I have owned many monorail and wooden cameras. I will never sell my Norma system, which I have built-up over forty years.

002 by Nokton48, on Flickr

4x5" Norma with 47mm F8 Super Angulon on Norma recessed lensboard. Great for 2x3 shooting. In the left bottom corner is my 75mm F8 Super Angulon with Schneider Center Filter, this is a Norma lens with "rabbit ears" and no shutter, it is designed to work beautifully with the Norma Shutter. Super-fast to shoot with. This proved to be an advantage when photographing buildings.


001 by Nokton48, on Flickr

100mm Symmar mounted on Norma with Norma Shutter. I enjoy designing and machining lenses and mounts to go on my various cameras.
 
DSC05783 by Nokton48, on Flickr

Sinar Norma 5x7 with Sinar Shutter and Auto-Cables, with 360mm Norma Symmar Automatic Lens. This rig operates as fast as a reflex camera. REALLY!

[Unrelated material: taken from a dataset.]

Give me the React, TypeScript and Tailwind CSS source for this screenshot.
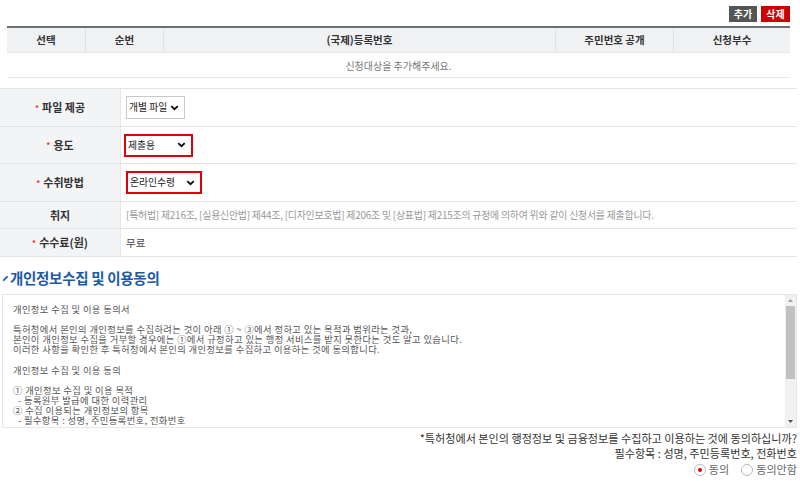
import * as React from "react";

const font = { fontFamily: '"Noto Sans CJK KR", "Noto Sans", sans-serif' };

const columns = [
  { label: "선택", w: "w-[78px]" },
  { label: "순번", w: "w-[78px]" },
  { label: "(국제)등록번호", w: "flex-1" },
  { label: "주민번호 공개", w: "w-[118px]" },
  { label: "신청부수", w: "w-[117px]" },
];

function Chevron() {
  return (
    <svg width="9" height="6" viewBox="0 0 10 7" className="shrink-0">
      <path d="M1.2 1.3 L5 5 L8.8 1.3" fill="none" stroke="#111" strokeWidth="2.2" />
    </svg>
  );
}

function Select({
  value,
  width,
  red = false,
}: {
  value: string;
  width: string;
  red?: boolean;
}) {
  return (
    <div
      className={
        "flex items-center justify-between h-[23px] pl-[2px] pr-[5px] text-[9.8px] text-[#222] bg-white whitespace-nowrap " +
        width +
        (red ? " border-2 border-[#e0000b]" : " border border-[#c9c9c9]")
      }
    >
      <span>{value}</span>
      <Chevron />
    </div>
  );
}

function FormRow({
  label,
  required,
  h,
  children,
}: {
  label: string;
  required?: boolean;
  h: string;
  children: React.ReactNode;
}) {
  return (
    <div className={"flex border-b border-[#e3e4e6] " + h}>
      <div className="w-[121px] shrink-0 bg-[#f3f4f6] flex items-center justify-center gap-[3px] text-[11px] font-bold text-[#333] border-r border-[#e6e7e9]">
        {required && <span className="text-[#e33] text-[8px]">*</span>}
        <span>{label}</span>
      </div>
      <div className="flex-1 flex items-center pl-[5px]">{children}</div>
    </div>
  );
}

export default function App() {
  return (
    <div className="w-[800px] h-[481px] bg-white overflow-hidden" style={font}>
      {/* BUTTONS */}
      <div className="flex justify-end gap-[4px] pt-[6px] pr-[10px]">
        <button className="h-[16px] w-[28px] bg-[#555] text-white text-[10px] font-bold leading-none">
          추가
        </button>
        <button className="h-[16px] w-[29px] bg-[#cc0000] text-white text-[10px] font-bold leading-none">
          삭제
        </button>
      </div>

      {/* TARGET TABLE */}
      <div className="mx-[7px] mr-[10px] mt-[4px] border-t-2 border-[#6b6e73]">
        <div className="flex h-[25px] bg-[#f0f1f3] border-b border-[#e6e7ea]">
          {columns.map((c, i) => (
            <div
              key={c.label}
              className={
                c.w +
                " flex items-center justify-center text-[10.5px] font-bold text-[#333]" +
                (i > 0 ? " border-l border-[#dfe1e4]" : "")
              }
            >
              {c.label}
            </div>
          ))}
        </div>
        <div className="h-[25px] flex items-center justify-center text-[10px] text-[#777] border-b border-[#e6e7ea]">
          신청대상을 추가해주세요.
        </div>
      </div>

      {/* FORM */}
      <div className="mt-[10px] mr-[3px] border-t border-[#e3e4e6]">
        <FormRow label="파일 제공" required h="h-[38px]">
          <Select value="개별 파일" width="w-[59px]" />
        </FormRow>
        <FormRow label="용도" required h="h-[37px]">
          <div className="-ml-[2px]">
            <Select value="제출용" width="w-[69px]" red />
          </div>
        </FormRow>
        <FormRow label="수취방법" required h="h-[38px]">
          <Select value="온라인수령" width="w-[76px]" red />
        </FormRow>
        <FormRow label="취지" h="h-[27px]">
          <span className="text-[9.9px] text-[#999] tracking-[-0.2px] whitespace-nowrap">
            [특허법] 제216조, [실용신안법] 제44조, [디자인보호법] 제206조 및 [상표법] 제215조의 규정에 의하여 위와 같이 신청서를 제출합니다.
          </span>
        </FormRow>
        <FormRow label="수수료(원)" required h="h-[28px]">
          <span className="text-[10.5px] text-[#444]">무료</span>
        </FormRow>
      </div>

      {/* CONSENT */}
      <div className="mt-[12px] pl-[2px] flex items-center gap-[1px] h-[18px]">
        <svg width="7" height="7" viewBox="0 0 7 7">
          <path d="M0.8 6.2 L1.2 4.6 L5 0.8 L6.2 2 L2.4 5.8 Z" fill="#1b5aa6" />
        </svg>
        <span className="text-[14.5px] font-bold text-[#1b5aa6] tracking-[-0.3px]">
          개인정보수집 및 이용동의
        </span>
      </div>

      <div className="mt-[7px] ml-[2px] mr-[3px] h-[134px] border border-[#e6e7ea] flex">
        <div className="flex-1 overflow-hidden pl-[10px] pt-[9px] text-[9.3px] tracking-[0.38px] leading-[10.1px] text-[#555] whitespace-pre">
          {`개인정보 수집 및 이용 동의서

특허청에서 본인의 개인정보를 수집하려는 것이 아래 ① ~ ③에서 정하고 있는 목적과 범위라는 것과,
본인이 개인정보 수집을 거부할 경우에는 ①에서 규정하고 있는 행정 서비스를 받지 못한다는 것도 알고 있습니다.
이러한 사항을 확인한 후 특허청에서 본인의 개인정보를 수집하고 이용하는 것에 동의합니다.

개인정보 수집 및 이용 동의

① 개인정보 수집 및 이용 목적
  - 등록원부 발급에 대한 이력관리
② 수집 이용되는 개인정보의 항목
  - 필수항목 : 성명, 주민등록번호, 전화번호`}
        </div>
        {/* SCROLLBAR */}
        <div className="w-[11px] bg-[#f1f1f1] flex flex-col items-center">
          <div className="h-[11px] flex items-center justify-center">
            <svg width="5" height="3" viewBox="0 0 5 3">
              <path d="M0 3 L2.5 0 L5 3 Z" fill="#a3a3a3" />
            </svg>
          </div>
          <div className="w-[9px] h-[73px] bg-[#c1c1c1]" />
          <div className="flex-1" />
          <div className="h-[11px] flex items-center justify-center">
            <svg width="5" height="3" viewBox="0 0 5 3">
              <path d="M0 0 L5 0 L2.5 3 Z" fill="#505050" />
            </svg>
          </div>
        </div>
      </div>

      <div className="mr-[3px] mt-[3px] flex flex-col items-end text-[11.1px] leading-[15px] text-[#333]">
        <div>*특허청에서 본인의 행정정보 및 금융정보를 수집하고 이용하는 것에 동의하십니까?</div>
        <div>필수항목 : 성명, 주민등록번호, 전화번호</div>
        <div className="flex items-center gap-[3px] mt-[1px] text-[#666]">
          <span className="w-[12px] h-[12px] rounded-full border border-[#bbb] flex items-center justify-center">
            <span className="w-[4px] h-[4px] rounded-full bg-[#e00]" />
          </span>
          <span>동의</span>
          <span className="ml-[9px] w-[12px] h-[12px] rounded-full border border-[#bbb]" />
          <span>동의안함</span>
        </div>
      </div>
    </div>
  );
}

This camera is on permanent display at the Museum of Modern Art, as a Industrial Design Object. IMO the finest you can buy, hands down. Cheap and plentiful!
 
I tried monorail albeit cheap Calumets. One for wides, then 16 & 20 " models.

Way too complicated! Way to mush to move around.

Second model was a Zone VI .

Folds small. Long bellows. Check that, built in. For wide lenses, short bellows. Check. Bag bellows change out in a minute or so. Looks pretty. People have asked if it really works.

Set fits in a back pack with my six lenses, dark cloth, bag bellows, loupe,a few film holders.light meter, filters. notebook.

Lenses are 90 SA 110 Very wide Schneider, 135 something with not much coverage, but nice, 180 Rodenstock, 210 and 300 .

Only issue is to heavy. There is always a photo cart.

Can`t see using a 4x5 for street and carry around . To big & slow. Buy a Leica.